AR is definitely the future of all interfaces, not an audacious bet at all, pragmatic in fact.


Agreed. A functional heads-up display in normal-looking glasses would render almost every smartphone obsolete. Add a good way to do text input (air typing on an AR-projected keyboard?) and most laptops and desktops can go away too.

If we're still poking at tiny screens in 2025, something has gone very wrong.


Meh, I'm not so convinced. AR is certainly a great way to interact with real time information, but there's a time and a place for that. I don't want to be out at dinner and be interrupted with notifications while I'm having a conversation. Laptops and Mobile phones have one huge advantage that AR and even desktops don't have: they're easy to put away. Close the laptop, put the phone in your pocket or in a drawer and it's gone. I suppose you could do the same with glasses, but they're still more intrusive.


No offense, but you're going to be one of the "old" people by then. AR will be embraced fully by newer generations.


All evidence points to the contrary. There's been a pendulum swing in the younger generations away from omnipresent technology such as mobile phones and facebook. It's a mistake to think all subsequent generations will march toward your definition of progress. For all we know, those generations' definition of progress will be a focus on the physical world over the digital one.

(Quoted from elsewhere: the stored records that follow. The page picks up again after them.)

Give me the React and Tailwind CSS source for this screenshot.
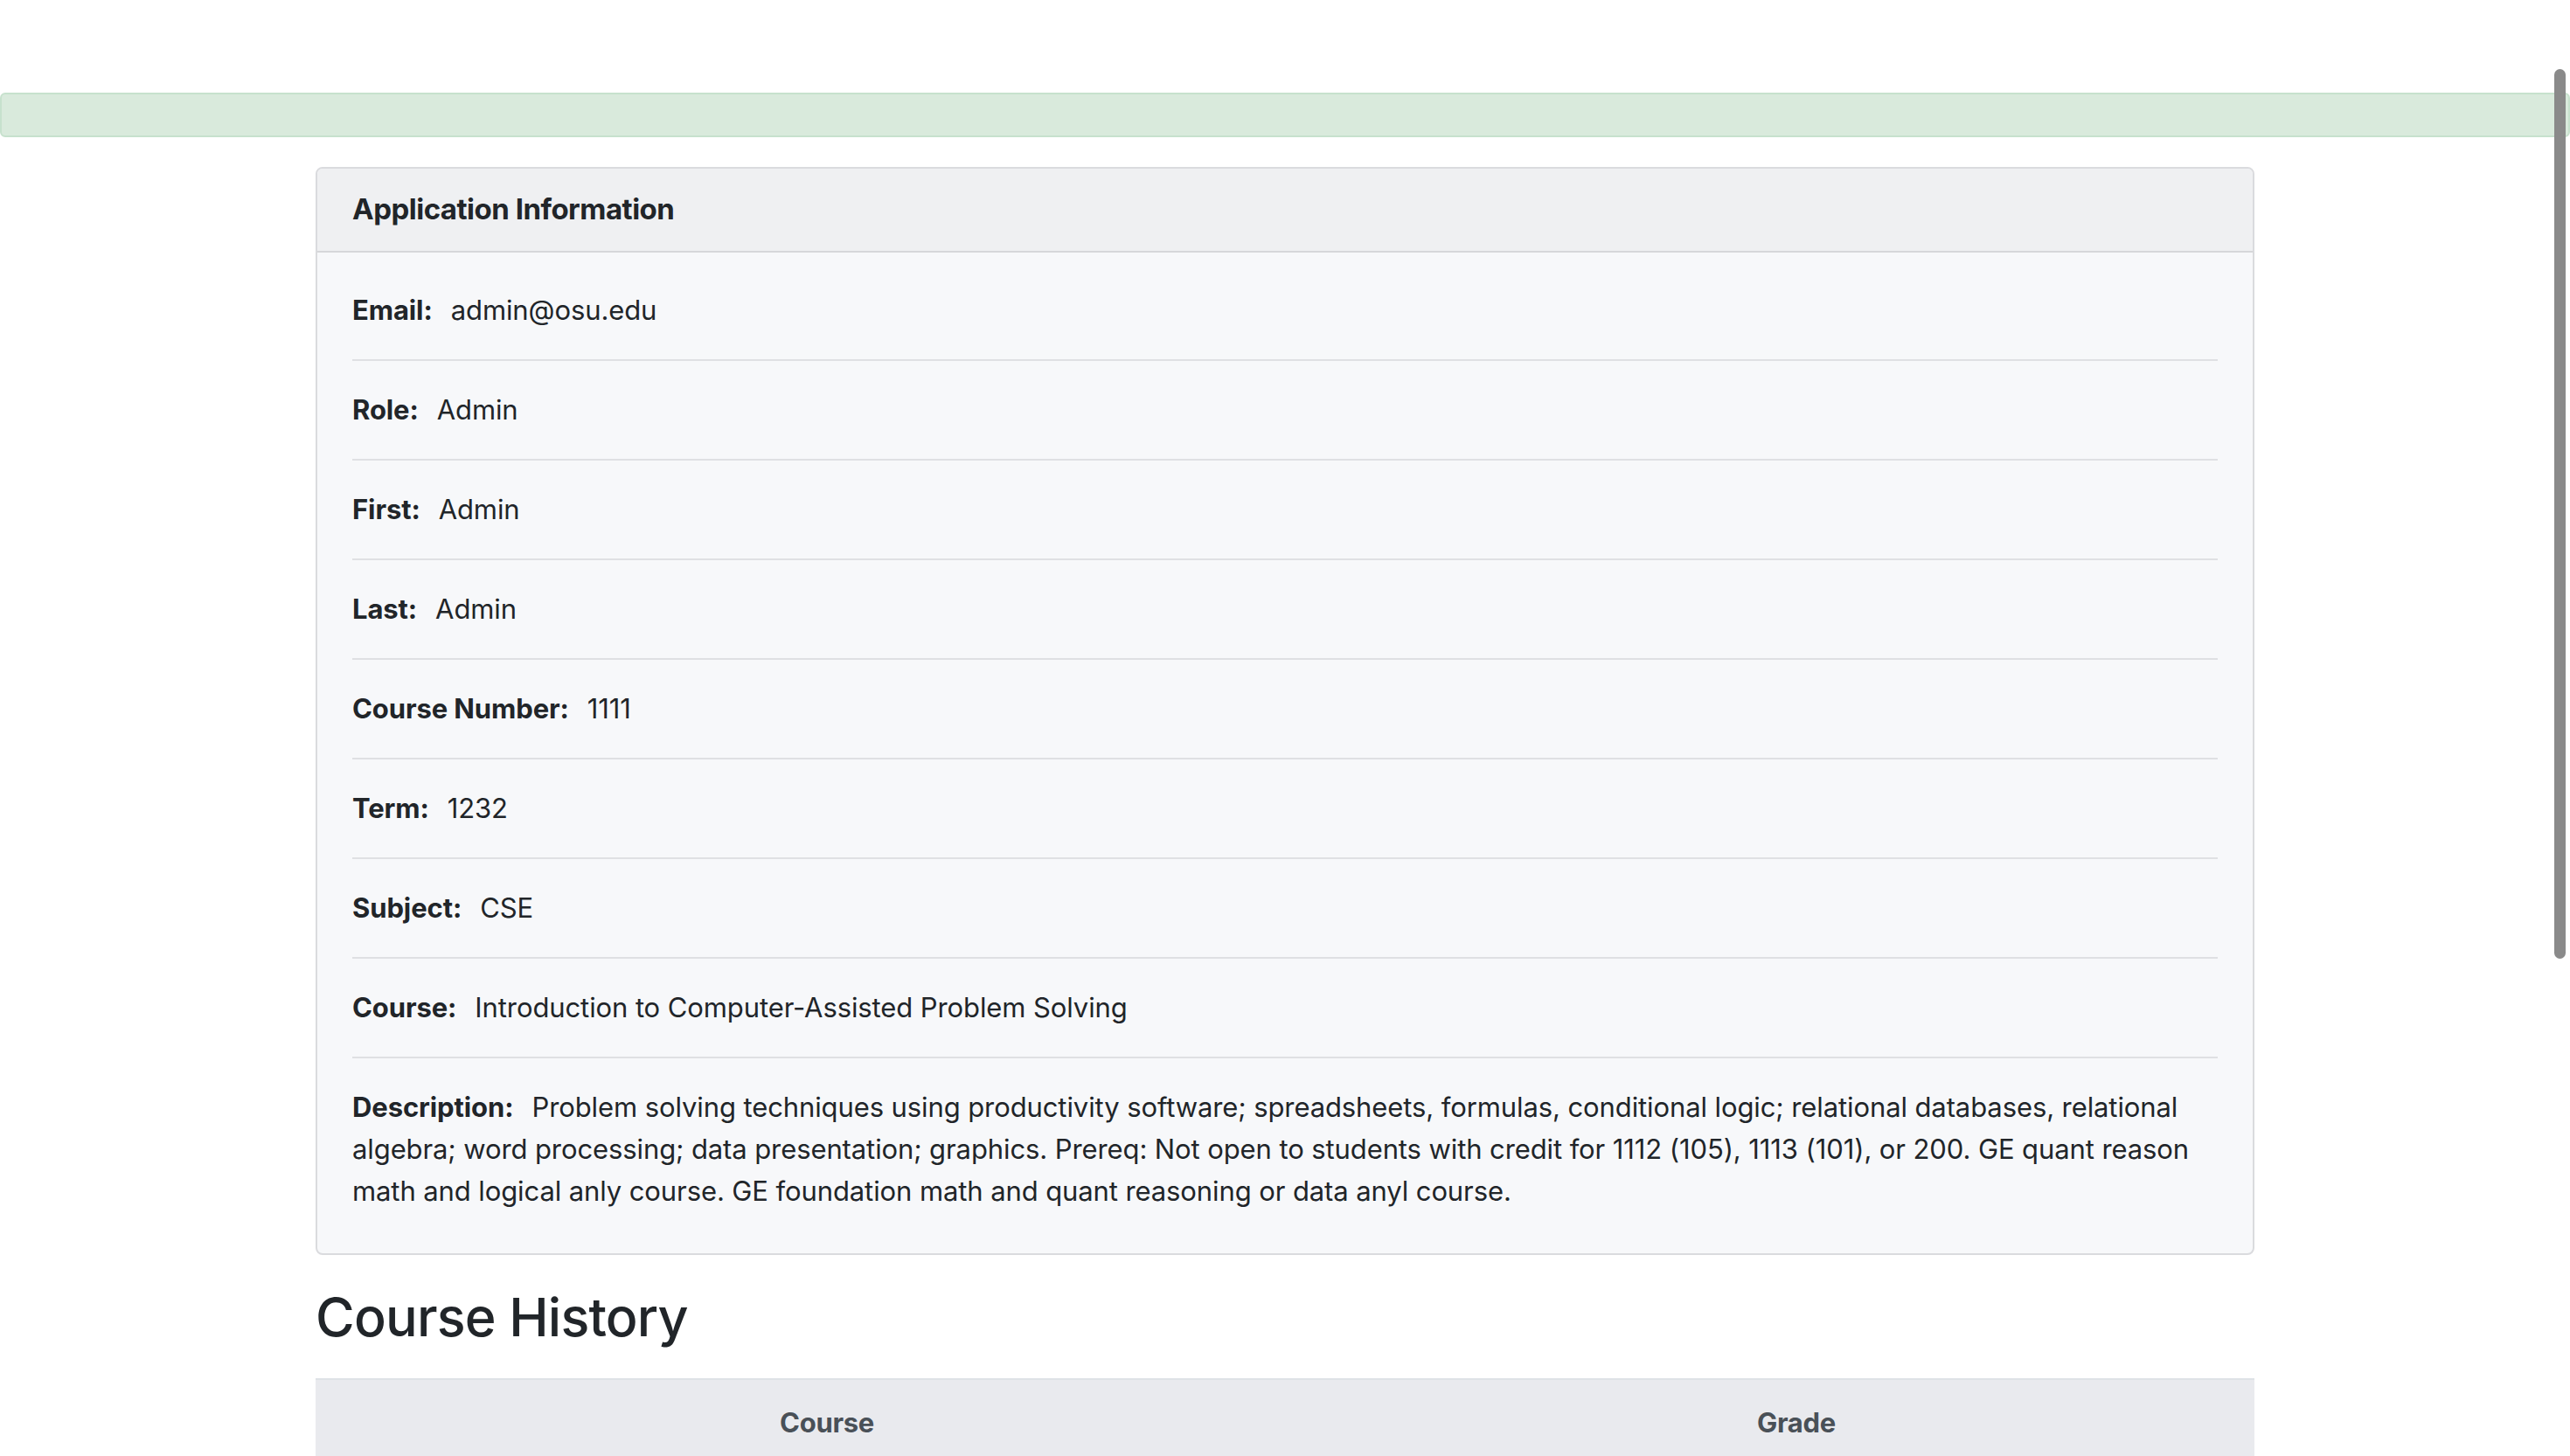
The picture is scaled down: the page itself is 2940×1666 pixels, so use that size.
const rows = [
  { label: 'Email:', value: 'admin@osu.edu' },
  { label: 'Role:', value: 'Admin' },
  { label: 'First:', value: 'Admin' },
  { label: 'Last:', value: 'Admin' },
  { label: 'Course Number:', value: '1111' },
  { label: 'Term:', value: '1232' },
  { label: 'Subject:', value: 'CSE' },
  { label: 'Course:', value: 'Introduction to Computer-Assisted Problem Solving' },
  {
    label: 'Description:',
    value:
      'Problem solving techniques using productivity software; spreadsheets, formulas, conditional logic; relational databases, relational algebra; word processing; data presentation; graphics. Prereq: Not open to students with credit for 1112 (105), 1113 (101), or 200. GE quant reason math and logical anly course. GE foundation math and quant reasoning or data anyl course.',
  },
];

export default function App() {
  return (
    <div className="relative min-h-[1666px] bg-white text-[#212529] font-['Inter',sans-serif] overflow-hidden">
      {/* status bar */}
      <div className="pt-[106px]">
        <div className="h-[51px] w-full rounded-[6px] border-2 border-[#c7e1cd] bg-[#d9eadc]" />
      </div>

      <div className="mx-auto w-[2218px] pt-[34px]">
        {/* Application info card */}
        <section className="rounded-[8px] border-2 border-[#dadbde] bg-[#f7f8fa] overflow-hidden">
          <div className="h-[96px] flex items-center px-[40px] bg-[#eff0f2] border-b-2 border-[#d6d7da]">
            <h3 className="text-[33px] font-bold tracking-[-0.5px]">Application Information</h3>
          </div>
          <div className="px-[40px] pt-[10px] pb-[15px]">
            {rows.map((r, i) => (
              <div
                key={r.label}
                className={`py-[32px] text-[31px] leading-[48px] tracking-[-0.1px] ${
                  i < rows.length - 1 ? 'border-b-2 border-[#dfe0e3]' : ''
                }`}
              >
                <span className="font-bold mr-[21px]">{r.label}</span>
                {r.value}
              </div>
            ))}
          </div>
        </section>

        {/* Course history */}
        <h2 className="mt-[33px] mb-[32px] text-[61px] leading-[76px] font-medium tracking-[-0.8px]">Course History</h2>
        <div className="grid grid-cols-[1170px_1fr] h-[100px] items-center bg-[#e9eaee] border-t-2 border-[#dee2e6] text-[31px] font-bold text-[#495057] tracking-[-0.3px]">
          <div className="text-center">Course</div>
          <div className="text-center">Grade</div>
        </div>
      </div>

      {/* overlay scrollbar */}
      <div className="absolute right-[5px] top-[79px] w-[13px] h-[1018px] rounded-full bg-[#8a8a8a]" />
    </div>
  );
}
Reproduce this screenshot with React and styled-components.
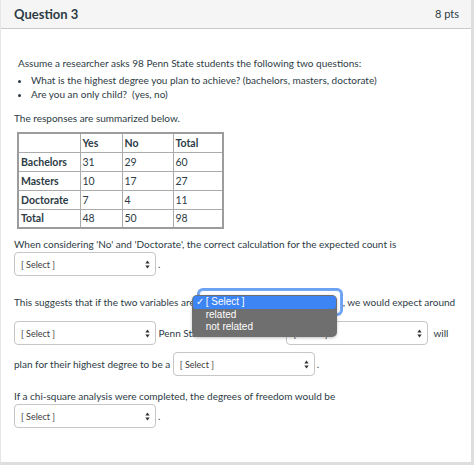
import React from "react";
import styled, { createGlobalStyle, css } from "styled-components";

const Global = createGlobalStyle`
  html, body { margin: 0; padding: 0; background: #fff; }
  body { font-family: Lato, "Noto Sans", sans-serif; color: #2d3b45; }
  * { box-sizing: border-box; }
`;

const Card = styled.div`
  width: 474px;
  height: 465px;
  border-left: 1px solid #e6e6e6;
  border-right: 3px solid #dedede;
  border-bottom: 3px solid #dedede;
  background: #fff;
  display: flex;
  flex-direction: column;
`;

const Header = styled.header`
  height: 29px;
  flex: none;
  background: #f5f5f5;
  border-bottom: 1px solid #c9c9c9;
  display: flex;
  align-items: center;
  justify-content: space-between;
  padding: 0 12px 1px 13px;
`;

const Title = styled.h2`
  margin: 0;
  font-size: 13px;
  font-weight: 700;
  color: #2d3b45;
`;

const Points = styled.span`
  font-size: 11px;
  color: #2d3b45;
`;

const Body = styled.div`
  display: flex;
  flex-direction: column;
  align-items: flex-start;
  padding: 26px 10px 0 13px;
  font-size: 10px;
`;

const Text = styled.p`
  margin: ${(p) => p.$mt || 0}px 0 0 ${(p) => p.$indent || 0}px;
  line-height: 16px;
  white-space: nowrap;
  font-size: 10px;
`;

const List = styled.ul`
  margin: 2px 0 0;
  padding-left: 17px;
  line-height: 14px;
  list-style: disc;
  font-size: 10px;
`;

const Table = styled.table`
  margin: 6px 0 0 3px;
  width: 205px;
  table-layout: fixed;
  border-collapse: collapse;
  border: 2px solid #9c9c9c;
  font-size: 10.5px;
  color: #2d3b45;
`;

const Row = styled.tr`
  height: 19px;
`;

const Cell = styled.td`
  border: 1px solid #ababab;
  padding: 0 2px;
  font-weight: ${(p) => (p.$bold ? 700 : 400)};
  line-height: 14px;
  white-space: nowrap;
`;

const Para = styled.div`
  display: flex;
  flex-direction: column;
  gap: ${(p) => p.$gap || 0}px;
  margin-top: ${(p) => p.$mt || 0}px;
`;

const Line = styled.div`
  display: flex;
  align-items: center;
  height: ${(p) => p.$h || 16}px;
  white-space: pre;
  font-size: 10px;
`;

const Gap = styled.span`
  display: inline-block;
  width: ${(p) => p.$w}px;
`;

const SelectBox = styled.div`
  position: relative;
  flex: none;
  width: 142px;
  height: 24px;
  border: 1px solid #c6c6c6;
  border-radius: 4px;
  background: #fff;
  display: flex;
  align-items: center;
  justify-content: space-between;
  padding: 0 5px 0 6px;
  font-size: 9px;
  color: #3b3b3b;
  ${(p) =>
    p.$focused &&
    css`
      border-color: #78a9f2;
      box-shadow: 0 0 0 2px #6aa2f4;
    `}
`;

const Menu = styled.div`
  position: absolute;
  z-index: 10;
  left: -8px;
  top: 4px;
  width: 145px;
  height: 42px;
  background: #6f6f6f;
  border-radius: 5px;
  padding: 1px;
  font-family: "Liberation Sans", Arial, sans-serif;
  font-size: 10px;
  color: #fff;
  box-shadow: 0 1px 3px rgba(0, 0, 0, 0.25);
`;

const MenuItem = styled.div`
  position: relative;
  height: 12.5px;
  line-height: 12.5px;
  padding-left: 13px;
  border-radius: 3px;
  ${(p) =>
    p.$active &&
    css`
      background: #3d84f5;
    `}
`;

const Check = styled.span`
  position: absolute;
  left: 3px;
  top: 0;
`;

const Arrows = () => (
  <svg width="5" height="9" viewBox="0 0 5 9">
    <polygon points="0.3,3.6 2.5,0.4 4.7,3.6" fill="#333" />
    <polygon points="0.3,5.4 4.7,5.4 2.5,8.6" fill="#333" />
  </svg>
);

const Select = ({ focused, children }) => (
  <SelectBox $focused={focused}>
    <span>{focused ? "" : "[ Select ]"}</span>
    <Arrows />
    {children}
  </SelectBox>
);

const rows = [
  ["Bachelors", "31", "29", "60"],
  ["Masters", "10", "17", "27"],
  ["Doctorate", "7", "4", "11"],
  ["Total", "48", "50", "98"],
];
const widths = [62, 42, 51, 50];

export default function App() {
  return (
    <>
      <Global />
      <Card>
        <Header>
          <Title>Question 3</Title>
          <Points>8 pts</Points>
        </Header>
        <Body>
          <Text $indent={4}>
            Assume a researcher asks 98 Penn State students the following two questions:
          </Text>
          <List>
            <li>What is the highest degree you plan to achieve? (bachelors, masters, doctorate)</li>
            <li>Are you an only child?&nbsp; (yes, no)</li>
          </List>
          <Text $mt={9}>The responses are summarized below.</Text>
          <Table>
            <colgroup>
              {widths.map((w, i) => (
                <col key={i} style={{ width: w }} />
              ))}
            </colgroup>
            <tbody>
              <Row>
                <Cell />
                <Cell $bold>Yes</Cell>
                <Cell $bold>No</Cell>
                <Cell $bold>Total</Cell>
              </Row>
              {rows.map((r) => (
                <Row key={r[0]}>
                  {r.map((c, i) => (
                    <Cell key={i} $bold={i === 0}>
                      {c}
                    </Cell>
                  ))}
                </Row>
              ))}
            </tbody>
          </Table>
          <Para $mt={7}>
            <Line>
              When considering 'No' and 'Doctorate', the correct calculation for the expected count is
            </Line>
            <Line $h={24}>
              <Select />
              <Gap $w={2} />.
            </Line>
          </Para>
          <Para $mt={14} $gap={7}>
            <Line $h={24}>
              This suggests that if the two variables are
              <Gap $w={4} />
              <Select focused>
                <Menu>
                  <MenuItem $active>
                    <Check>✓</Check>[ Select ]
                  </MenuItem>
                  <MenuItem>related</MenuItem>
                  <MenuItem>not related</MenuItem>
                </Menu>
              </Select>
              <Gap $w={2} />, we would expect around
            </Line>
            <Line $h={24}>
              <Select />
              {" Penn State students who are "}
              <Select />
              <Gap $w={5} />will
            </Line>
            <Line $h={24}>
              {"plan for their highest degree to be a "}
              <Select />
              <Gap $w={2} />.
            </Line>
          </Para>
          <Para $mt={12}>
            <Line>If a chi-square analysis were completed, the degrees of freedom would be</Line>
            <Line $h={24}>
              <Select />
              <Gap $w={2} />.
            </Line>
          </Para>
        </Body>
      </Card>
    </>
  );
}
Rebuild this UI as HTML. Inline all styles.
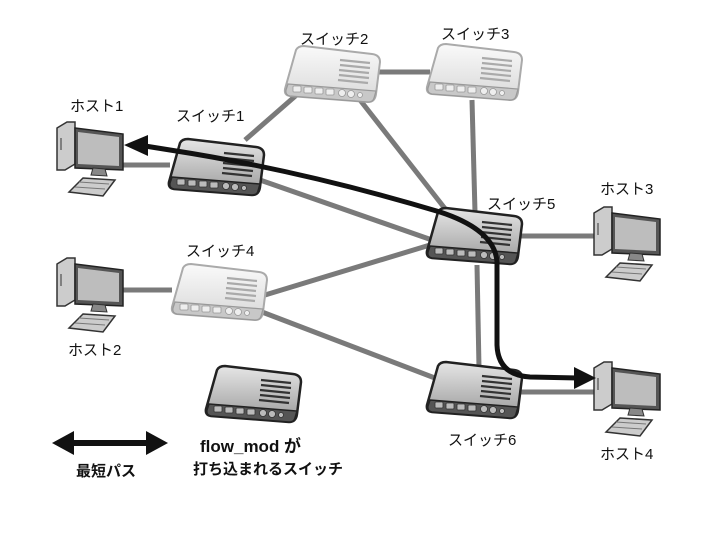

are you joking? In which world does the younger generation swing away from technology such as mobile phones? Facebook is simply replaced by Snapchat and other social apps among the youth.


That finally makes this make sense to me; a bet on the future of smartphone UI.


Yep, imagine a phone UI you don't have to hold in front of you as you walk across the street, and never have to pull out of your pocket.

Then imagine it putting annotations into the real world - review scores of wines floating next to the bottles as you browse the wine aisle, or yelp stars floating next to the restaurants, GPS arrows floating in space, etc. etc.

All assuming they solve the ridiculously hard power, miniaturization, object recognition, latency, etc problems. Even if you have to be tethered to a PC, though, it has a lot of potentially revolutionary uses.